GIVEN REQUEST: Give an exact copy of every line, leaving images out.
++++
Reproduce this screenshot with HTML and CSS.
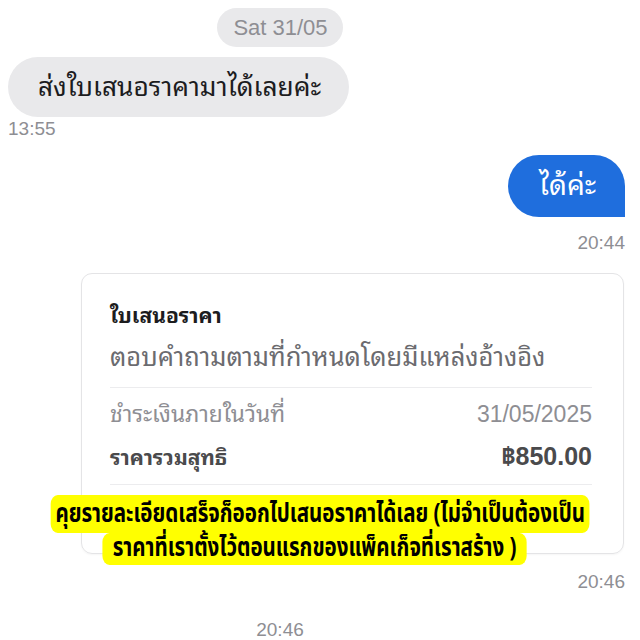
FILE: index.html
```html
<!DOCTYPE html>
<html lang="th">
<head>
<meta charset="utf-8">
<link rel="stylesheet" href="styles.css">
</head>
<body>
<div class="chat">
  <div class="center"><div class="day">Sat 31/05</div></div>
  <div class="in-bubble">ส่งใบเสนอราคามาได้เลยค่ะ</div>
  <div class="time left">13:55</div>
  <div class="out-row"><div class="out-bubble">ได้ค่ะ</div></div>
  <div class="time right t2044">20:44</div>
  <div class="card">
    <div class="card-title">ใบเสนอราคา</div>
    <div class="card-sub">ตอบคำถามตามที่กำหนดโดยมีแหล่งอ้างอิง</div>
    <div class="sep first"></div>
    <div class="row muted"><span>ชำระเงินภายในวันที่</span><span class="num">31/05/2025</span></div>
    <div class="row strong"><span>ราคารวมสุทธิ</span><span class="num amount">฿850.00</span></div>
    <div class="sep last"></div>
  </div>
  <div class="time right t2046">20:46</div>
  <div class="center"><div class="time bottom">20:46</div></div>
</div>
<div class="caption">
  <span class="cap-line one">คุยรายละเอียดเสร็จก็ออกไปเสนอราคาได้เลย (ไม่จำเป็นต้องเป็น</span>
  <span class="cap-line two">ราคาที่เราตั้งไว้ตอนแรกของแพ็คเก็จที่เราสร้าง )</span>
</div>
</body>
</html>
```
FILE: styles.css
```css
html, body {
  margin: 0;
  padding: 0;
  background: #ffffff;
}
body {
  font-family: "Liberation Sans", "Noto Sans Thai Looped", "Noto Sans Thai", sans-serif;
  width: 640px;
  height: 640px;
  overflow: hidden;
  position: relative;
}
.chat {
  display: flex;
  flex-direction: column;
  padding: 8px 15px 0 8px;
}
.center {
  display: flex;
  justify-content: center;
  padding-right: 73px;
}
.day {
  background: #e9e9eb;
  color: #8e8e93;
  font-size: 22px;
  height: 39px;
  line-height: 39px;
  padding: 0 15px 0 16px;
  border-radius: 20px;
}
.in-bubble {
  align-self: flex-start;
  margin-top: 10px;
  background: #e9e9eb;
  color: #1c1c1e;
  font-size: 26.3px;
  height: 60px;
  line-height: 60px;
  padding: 0 28px 0 30px;
  border-radius: 30px;
  box-sizing: border-box;
}
.time {
  color: #8e8e93;
  font-size: 19px;
  line-height: 22px;
}
.left {
  margin-top: 1px;
}
.right {
  align-self: flex-end;
}
.out-row {
  display: flex;
  justify-content: flex-end;
  margin-top: 15px;
}
.out-bubble {
  background: #1f6edd;
  color: #ffffff;
  font-size: 28px;
  height: 62px;
  line-height: 62px;
  padding: 0 29px 0 31px;
  border-radius: 31px 31px 0 31px;
}
.t2044 {
  margin-top: 15px;
}
.card {
  margin: 19px 1px 0 73px;
  border: 1px solid #e4e4e6;
  border-radius: 11px;
  height: 281px;
  box-sizing: border-box;
  padding: 27px 31px 0 28px;
  box-shadow: 0 1px 2px rgba(0,0,0,0.04);
}
.card-title {
  font-size: 21px;
  font-weight: 700;
  color: #1c1c1e;
  line-height: 30px;
}
.card-sub {
  font-size: 25.5px;
  color: #6b6b6f;
  line-height: 40px;
  margin-top: 6px;
}
.sep {
  height: 1px;
  background: #ececee;
}
.sep.first {
  margin-top: 10px;
}
.sep.last {
  margin-top: 11px;
}
.row {
  display: flex;
  justify-content: space-between;
  align-items: baseline;
  line-height: 30px;
}
.muted {
  color: #8e8e93;
  font-size: 22.8px;
  margin-top: 11px;
}
.muted .num {
  font-size: 23px;
}
.strong {
  color: #4a4a4c;
  font-size: 21px;
  font-weight: 700;
  margin-top: 12px;
}
.amount {
  font-size: 25px;
}
.t2046 {
  margin-top: 17px;
}
.bottom {
  margin-top: 26px;
}
.caption {
  position: absolute;
  left: 0;
  top: 495px;
  width: 640px;
  display: flex;
  flex-direction: column;
  align-items: center;
  font-family: "Noto Sans Thai", "Liberation Sans", sans-serif;
  font-weight: 700;
  font-size: 26px;
  color: #000;
}
.cap-line {
  display: block;
  background: #ffff00;
  white-space: nowrap;
  border-radius: 9px;
  transform: scaleX(0.79);
}
.cap-line.one {
  height: 38px;
  line-height: 38px;
  padding: 0 6px;
}
.cap-line.two {
  height: 32px;
  line-height: 30px;
  padding: 0 13px;
  margin-left: -10px;
}
```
++++
TASK ANSWER:
Reproduce this screenshot with HTML and CSS.
FILE: index.html
```html
<!DOCTYPE html>
<html lang="th">
<head>
<meta charset="utf-8">
<link rel="stylesheet" href="styles.css">
</head>
<body>
<div class="chat">
  <div class="center"><div class="day">Sat 31/05</div></div>
  <div class="in-bubble">ส่งใบเสนอราคามาได้เลยค่ะ</div>
  <div class="time left">13:55</div>
  <div class="out-row"><div class="out-bubble">ได้ค่ะ</div></div>
  <div class="time right t2044">20:44</div>
  <div class="card">
    <div class="card-title">ใบเสนอราคา</div>
    <div class="card-sub">ตอบคำถามตามที่กำหนดโดยมีแหล่งอ้างอิง</div>
    <div class="sep first"></div>
    <div class="row muted"><span>ชำระเงินภายในวันที่</span><span class="num">31/05/2025</span></div>
    <div class="row strong"><span>ราคารวมสุทธิ</span><span class="num amount">฿850.00</span></div>
    <div class="sep last"></div>
  </div>
  <div class="time right t2046">20:46</div>
  <div class="center"><div class="time bottom">20:46</div></div>
</div>
<div class="caption">
  <span class="cap-line one">คุยรายละเอียดเสร็จก็ออกไปเสนอราคาได้เลย (ไม่จำเป็นต้องเป็น</span>
  <span class="cap-line two">ราคาที่เราตั้งไว้ตอนแรกของแพ็คเก็จที่เราสร้าง )</span>
</div>
</body>
</html>
```
FILE: styles.css
```css
html, body {
  margin: 0;
  padding: 0;
  background: #ffffff;
}
body {
  font-family: "Liberation Sans", "Noto Sans Thai Looped", "Noto Sans Thai", sans-serif;
  width: 640px;
  height: 640px;
  overflow: hidden;
  position: relative;
}
.chat {
  display: flex;
  flex-direction: column;
  padding: 8px 15px 0 8px;
}
.center {
  display: flex;
  justify-content: center;
  padding-right: 73px;
}
.day {
  background: #e9e9eb;
  color: #8e8e93;
  font-size: 22px;
  height: 39px;
  line-height: 39px;
  padding: 0 15px 0 16px;
  border-radius: 20px;
}
.in-bubble {
  align-self: flex-start;
  margin-top: 10px;
  background: #e9e9eb;
  color: #1c1c1e;
  font-size: 26.3px;
  height: 60px;
  line-height: 60px;
  padding: 0 28px 0 30px;
  border-radius: 30px;
  box-sizing: border-box;
}
.time {
  color: #8e8e93;
  font-size: 19px;
  line-height: 22px;
}
.left {
  margin-top: 1px;
}
.right {
  align-self: flex-end;
}
.out-row {
  display: flex;
  justify-content: flex-end;
  margin-top: 15px;
}
.out-bubble {
  background: #1f6edd;
  color: #ffffff;
  font-size: 28px;
  height: 62px;
  line-height: 62px;
  padding: 0 29px 0 31px;
  border-radius: 31px 31px 0 31px;
}
.t2044 {
  margin-top: 15px;
}
.card {
  margin: 19px 1px 0 73px;
  border: 1px solid #e4e4e6;
  border-radius: 11px;
  height: 281px;
  box-sizing: border-box;
  padding: 27px 31px 0 28px;
  box-shadow: 0 1px 2px rgba(0,0,0,0.04);
}
.card-title {
  font-size: 21px;
  font-weight: 700;
  color: #1c1c1e;
  line-height: 30px;
}
.card-sub {
  font-size: 25.5px;
  color: #6b6b6f;
  line-height: 40px;
  margin-top: 6px;
}
.sep {
  height: 1px;
  background: #ececee;
}
.sep.first {
  margin-top: 10px;
}
.sep.last {
  margin-top: 11px;
}
.row {
  display: flex;
  justify-content: space-between;
  align-items: baseline;
  line-height: 30px;
}
.muted {
  color: #8e8e93;
  font-size: 22.8px;
  margin-top: 11px;
}
.muted .num {
  font-size: 23px;
}
.strong {
  color: #4a4a4c;
  font-size: 21px;
  font-weight: 700;
  margin-top: 12px;
}
.amount {
  font-size: 25px;
}
.t2046 {
  margin-top: 17px;
}
.bottom {
  margin-top: 26px;
}
.caption {
  position: absolute;
  left: 0;
  top: 495px;
  width: 640px;
  display: flex;
  flex-direction: column;
  align-items: center;
  font-family: "Noto Sans Thai", "Liberation Sans", sans-serif;
  font-weight: 700;
  font-size: 26px;
  color: #000;
}
.cap-line {
  display: block;
  background: #ffff00;
  white-space: nowrap;
  border-radius: 9px;
  transform: scaleX(0.79);
}
.cap-line.one {
  height: 38px;
  line-height: 38px;
  padding: 0 6px;
}
.cap-line.two {
  height: 32px;
  line-height: 30px;
  padding: 0 13px;
  margin-left: -10px;
}
```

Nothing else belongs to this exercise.